# Start of Records shown
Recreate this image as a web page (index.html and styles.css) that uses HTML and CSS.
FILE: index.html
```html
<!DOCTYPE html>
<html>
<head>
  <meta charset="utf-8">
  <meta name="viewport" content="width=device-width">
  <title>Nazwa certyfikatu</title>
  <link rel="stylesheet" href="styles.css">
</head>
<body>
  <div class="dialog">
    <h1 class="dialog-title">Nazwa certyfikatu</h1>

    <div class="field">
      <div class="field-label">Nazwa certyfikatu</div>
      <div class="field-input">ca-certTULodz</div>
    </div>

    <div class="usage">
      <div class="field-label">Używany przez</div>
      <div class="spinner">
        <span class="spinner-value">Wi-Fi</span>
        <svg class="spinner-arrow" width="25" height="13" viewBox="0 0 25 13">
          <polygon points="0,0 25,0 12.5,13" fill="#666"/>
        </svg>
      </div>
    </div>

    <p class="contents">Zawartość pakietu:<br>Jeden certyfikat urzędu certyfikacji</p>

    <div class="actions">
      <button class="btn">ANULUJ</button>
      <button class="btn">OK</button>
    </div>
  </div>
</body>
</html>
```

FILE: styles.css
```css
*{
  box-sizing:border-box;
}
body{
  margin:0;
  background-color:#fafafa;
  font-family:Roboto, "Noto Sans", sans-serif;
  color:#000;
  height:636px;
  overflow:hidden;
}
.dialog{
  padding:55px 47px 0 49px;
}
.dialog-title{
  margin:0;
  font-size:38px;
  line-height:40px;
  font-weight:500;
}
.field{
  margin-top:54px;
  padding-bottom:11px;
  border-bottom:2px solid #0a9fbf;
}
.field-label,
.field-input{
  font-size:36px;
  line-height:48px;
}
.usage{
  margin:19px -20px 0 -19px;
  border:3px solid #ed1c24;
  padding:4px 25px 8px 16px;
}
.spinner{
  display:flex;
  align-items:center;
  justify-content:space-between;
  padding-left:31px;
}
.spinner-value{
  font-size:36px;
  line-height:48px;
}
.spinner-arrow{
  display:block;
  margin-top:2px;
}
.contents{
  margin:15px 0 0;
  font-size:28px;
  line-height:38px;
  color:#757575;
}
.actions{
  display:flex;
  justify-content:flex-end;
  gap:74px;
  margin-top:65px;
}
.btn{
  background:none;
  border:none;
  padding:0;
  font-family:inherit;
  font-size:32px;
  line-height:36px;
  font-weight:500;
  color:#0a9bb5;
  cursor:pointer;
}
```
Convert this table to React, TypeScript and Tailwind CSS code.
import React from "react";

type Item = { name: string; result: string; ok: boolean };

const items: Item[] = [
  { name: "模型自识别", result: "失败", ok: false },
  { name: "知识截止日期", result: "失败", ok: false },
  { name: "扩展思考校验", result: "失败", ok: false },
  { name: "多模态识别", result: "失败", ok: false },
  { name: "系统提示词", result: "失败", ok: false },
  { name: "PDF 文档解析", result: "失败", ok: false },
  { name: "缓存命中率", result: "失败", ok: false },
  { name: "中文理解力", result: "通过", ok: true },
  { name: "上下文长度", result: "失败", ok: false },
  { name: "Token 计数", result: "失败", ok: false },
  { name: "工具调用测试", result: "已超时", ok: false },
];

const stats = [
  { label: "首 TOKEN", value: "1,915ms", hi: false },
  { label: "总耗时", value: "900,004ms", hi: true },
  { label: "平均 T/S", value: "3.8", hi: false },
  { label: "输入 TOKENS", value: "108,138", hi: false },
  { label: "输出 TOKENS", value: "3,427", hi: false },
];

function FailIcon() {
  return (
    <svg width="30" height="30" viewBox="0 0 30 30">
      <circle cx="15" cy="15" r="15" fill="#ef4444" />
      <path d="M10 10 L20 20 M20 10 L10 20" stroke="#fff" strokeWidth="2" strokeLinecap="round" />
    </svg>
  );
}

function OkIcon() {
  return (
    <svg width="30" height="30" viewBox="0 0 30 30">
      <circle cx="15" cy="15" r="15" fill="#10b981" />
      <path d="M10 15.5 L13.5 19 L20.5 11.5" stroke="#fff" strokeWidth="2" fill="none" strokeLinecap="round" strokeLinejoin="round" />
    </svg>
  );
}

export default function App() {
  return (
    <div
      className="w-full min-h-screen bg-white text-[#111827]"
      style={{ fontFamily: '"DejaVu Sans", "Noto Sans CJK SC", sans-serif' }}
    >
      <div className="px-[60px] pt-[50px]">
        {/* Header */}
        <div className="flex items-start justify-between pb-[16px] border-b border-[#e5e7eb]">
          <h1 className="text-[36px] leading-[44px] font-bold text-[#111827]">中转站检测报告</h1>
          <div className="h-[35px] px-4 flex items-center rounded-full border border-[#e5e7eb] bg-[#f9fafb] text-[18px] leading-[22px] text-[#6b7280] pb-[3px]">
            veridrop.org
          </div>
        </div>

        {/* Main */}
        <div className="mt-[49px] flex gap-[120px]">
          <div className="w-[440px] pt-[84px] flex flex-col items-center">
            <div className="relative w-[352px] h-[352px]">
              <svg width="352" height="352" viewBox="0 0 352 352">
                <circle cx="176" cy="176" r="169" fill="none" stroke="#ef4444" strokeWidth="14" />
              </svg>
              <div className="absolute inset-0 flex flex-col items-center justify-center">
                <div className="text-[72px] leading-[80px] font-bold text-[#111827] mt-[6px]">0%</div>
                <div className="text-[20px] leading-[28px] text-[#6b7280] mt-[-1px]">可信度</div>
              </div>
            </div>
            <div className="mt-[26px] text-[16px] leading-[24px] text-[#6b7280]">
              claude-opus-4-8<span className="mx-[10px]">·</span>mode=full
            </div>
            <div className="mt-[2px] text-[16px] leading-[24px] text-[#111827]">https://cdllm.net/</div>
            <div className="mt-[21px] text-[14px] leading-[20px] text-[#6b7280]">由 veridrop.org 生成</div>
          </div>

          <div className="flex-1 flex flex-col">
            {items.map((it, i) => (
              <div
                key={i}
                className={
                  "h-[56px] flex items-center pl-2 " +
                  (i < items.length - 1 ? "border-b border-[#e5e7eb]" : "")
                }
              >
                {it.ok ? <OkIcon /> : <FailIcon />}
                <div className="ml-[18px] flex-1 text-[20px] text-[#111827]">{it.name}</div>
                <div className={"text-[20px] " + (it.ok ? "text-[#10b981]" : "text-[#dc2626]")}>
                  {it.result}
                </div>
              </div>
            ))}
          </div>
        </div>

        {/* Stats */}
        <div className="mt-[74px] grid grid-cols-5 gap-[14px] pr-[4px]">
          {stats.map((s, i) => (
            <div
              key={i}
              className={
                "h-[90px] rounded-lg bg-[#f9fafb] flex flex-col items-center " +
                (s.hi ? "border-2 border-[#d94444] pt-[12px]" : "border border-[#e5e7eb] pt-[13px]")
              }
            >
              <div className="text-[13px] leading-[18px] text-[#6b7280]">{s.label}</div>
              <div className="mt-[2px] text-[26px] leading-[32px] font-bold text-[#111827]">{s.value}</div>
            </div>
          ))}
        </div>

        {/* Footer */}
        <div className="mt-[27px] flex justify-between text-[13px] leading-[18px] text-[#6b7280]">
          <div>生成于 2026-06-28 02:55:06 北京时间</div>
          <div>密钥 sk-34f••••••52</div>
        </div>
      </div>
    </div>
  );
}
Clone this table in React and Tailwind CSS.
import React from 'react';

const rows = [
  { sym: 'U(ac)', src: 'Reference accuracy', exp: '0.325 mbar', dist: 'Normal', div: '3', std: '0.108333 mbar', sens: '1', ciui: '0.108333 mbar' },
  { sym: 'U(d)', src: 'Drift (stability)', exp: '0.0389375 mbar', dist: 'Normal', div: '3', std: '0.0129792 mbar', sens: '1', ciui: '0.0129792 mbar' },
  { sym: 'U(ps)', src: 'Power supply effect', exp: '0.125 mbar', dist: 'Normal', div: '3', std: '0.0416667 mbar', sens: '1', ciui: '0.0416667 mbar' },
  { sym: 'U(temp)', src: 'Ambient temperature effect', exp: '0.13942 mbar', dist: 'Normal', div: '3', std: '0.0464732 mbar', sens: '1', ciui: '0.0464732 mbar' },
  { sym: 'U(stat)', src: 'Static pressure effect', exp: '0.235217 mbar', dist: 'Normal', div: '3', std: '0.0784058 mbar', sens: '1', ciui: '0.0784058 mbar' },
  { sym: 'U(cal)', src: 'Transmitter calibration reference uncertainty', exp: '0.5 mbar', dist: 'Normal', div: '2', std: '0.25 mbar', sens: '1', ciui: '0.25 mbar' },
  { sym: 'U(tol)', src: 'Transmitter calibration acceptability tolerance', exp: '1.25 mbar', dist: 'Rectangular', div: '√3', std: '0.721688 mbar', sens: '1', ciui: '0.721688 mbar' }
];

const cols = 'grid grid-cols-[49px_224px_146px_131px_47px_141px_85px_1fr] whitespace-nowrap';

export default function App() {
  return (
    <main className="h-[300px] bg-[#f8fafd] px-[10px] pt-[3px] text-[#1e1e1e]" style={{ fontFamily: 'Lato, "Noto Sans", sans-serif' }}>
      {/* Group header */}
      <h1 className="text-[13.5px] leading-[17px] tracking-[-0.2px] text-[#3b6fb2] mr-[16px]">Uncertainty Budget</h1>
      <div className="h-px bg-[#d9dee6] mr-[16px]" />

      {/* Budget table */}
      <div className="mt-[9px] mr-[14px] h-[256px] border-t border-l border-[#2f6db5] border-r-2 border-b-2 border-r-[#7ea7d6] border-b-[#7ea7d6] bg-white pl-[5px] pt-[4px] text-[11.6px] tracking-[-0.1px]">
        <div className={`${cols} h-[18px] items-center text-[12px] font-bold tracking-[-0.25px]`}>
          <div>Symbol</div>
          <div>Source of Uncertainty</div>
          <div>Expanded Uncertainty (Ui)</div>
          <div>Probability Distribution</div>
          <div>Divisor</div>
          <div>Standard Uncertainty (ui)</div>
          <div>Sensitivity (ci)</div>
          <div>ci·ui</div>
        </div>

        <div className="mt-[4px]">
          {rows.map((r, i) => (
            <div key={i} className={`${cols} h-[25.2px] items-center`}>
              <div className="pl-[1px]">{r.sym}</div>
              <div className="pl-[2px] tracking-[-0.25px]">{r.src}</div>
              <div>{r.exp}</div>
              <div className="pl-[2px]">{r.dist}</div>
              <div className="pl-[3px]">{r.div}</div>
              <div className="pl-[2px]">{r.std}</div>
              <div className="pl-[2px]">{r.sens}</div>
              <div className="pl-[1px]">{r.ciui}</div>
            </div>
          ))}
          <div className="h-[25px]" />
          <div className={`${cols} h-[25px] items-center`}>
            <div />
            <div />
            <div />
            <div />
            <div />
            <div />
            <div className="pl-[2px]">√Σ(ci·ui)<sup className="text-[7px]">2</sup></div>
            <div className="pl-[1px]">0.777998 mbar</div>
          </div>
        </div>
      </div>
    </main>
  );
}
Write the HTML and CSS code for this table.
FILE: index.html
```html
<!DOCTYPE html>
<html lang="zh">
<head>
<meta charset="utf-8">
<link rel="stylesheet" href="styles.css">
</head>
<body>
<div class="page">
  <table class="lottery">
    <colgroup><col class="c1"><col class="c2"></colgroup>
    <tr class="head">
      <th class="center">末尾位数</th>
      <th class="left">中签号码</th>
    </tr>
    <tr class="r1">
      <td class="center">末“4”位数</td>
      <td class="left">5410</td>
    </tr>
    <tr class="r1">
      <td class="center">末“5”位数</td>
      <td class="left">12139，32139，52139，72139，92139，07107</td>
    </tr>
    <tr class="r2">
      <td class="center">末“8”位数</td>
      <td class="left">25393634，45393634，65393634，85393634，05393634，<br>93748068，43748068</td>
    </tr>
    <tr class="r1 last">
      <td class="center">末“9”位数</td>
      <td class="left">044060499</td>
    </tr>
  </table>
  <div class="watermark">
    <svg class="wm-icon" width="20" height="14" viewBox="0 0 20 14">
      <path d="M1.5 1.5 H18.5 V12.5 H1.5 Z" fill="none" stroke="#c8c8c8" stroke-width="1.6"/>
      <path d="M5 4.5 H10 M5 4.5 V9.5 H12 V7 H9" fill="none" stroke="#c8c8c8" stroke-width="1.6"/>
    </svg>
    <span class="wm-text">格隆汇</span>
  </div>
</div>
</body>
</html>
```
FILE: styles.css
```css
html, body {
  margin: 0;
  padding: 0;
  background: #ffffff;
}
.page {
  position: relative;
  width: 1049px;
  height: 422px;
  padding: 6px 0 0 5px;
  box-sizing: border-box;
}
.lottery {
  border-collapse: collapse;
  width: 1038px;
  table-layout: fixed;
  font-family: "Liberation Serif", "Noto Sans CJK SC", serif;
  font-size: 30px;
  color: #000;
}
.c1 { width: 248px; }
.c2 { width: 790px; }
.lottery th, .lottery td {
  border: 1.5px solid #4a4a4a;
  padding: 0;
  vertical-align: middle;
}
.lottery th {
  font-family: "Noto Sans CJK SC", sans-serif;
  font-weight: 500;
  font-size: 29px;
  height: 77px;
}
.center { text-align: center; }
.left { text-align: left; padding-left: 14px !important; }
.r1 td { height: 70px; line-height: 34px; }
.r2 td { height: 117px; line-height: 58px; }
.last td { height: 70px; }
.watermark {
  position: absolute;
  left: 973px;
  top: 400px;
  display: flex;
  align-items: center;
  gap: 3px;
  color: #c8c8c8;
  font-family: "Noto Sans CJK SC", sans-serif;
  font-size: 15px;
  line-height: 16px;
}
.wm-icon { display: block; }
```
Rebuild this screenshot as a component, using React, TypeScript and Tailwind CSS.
# End of Records shown
## To do
Begin at the line that has "Clone this table in React and Tailwind CSS."; stop after the line that has "import React from 'react';". Copy every line in that span exactly.

## Written answer
Clone this table in React and Tailwind CSS.
import React from 'react';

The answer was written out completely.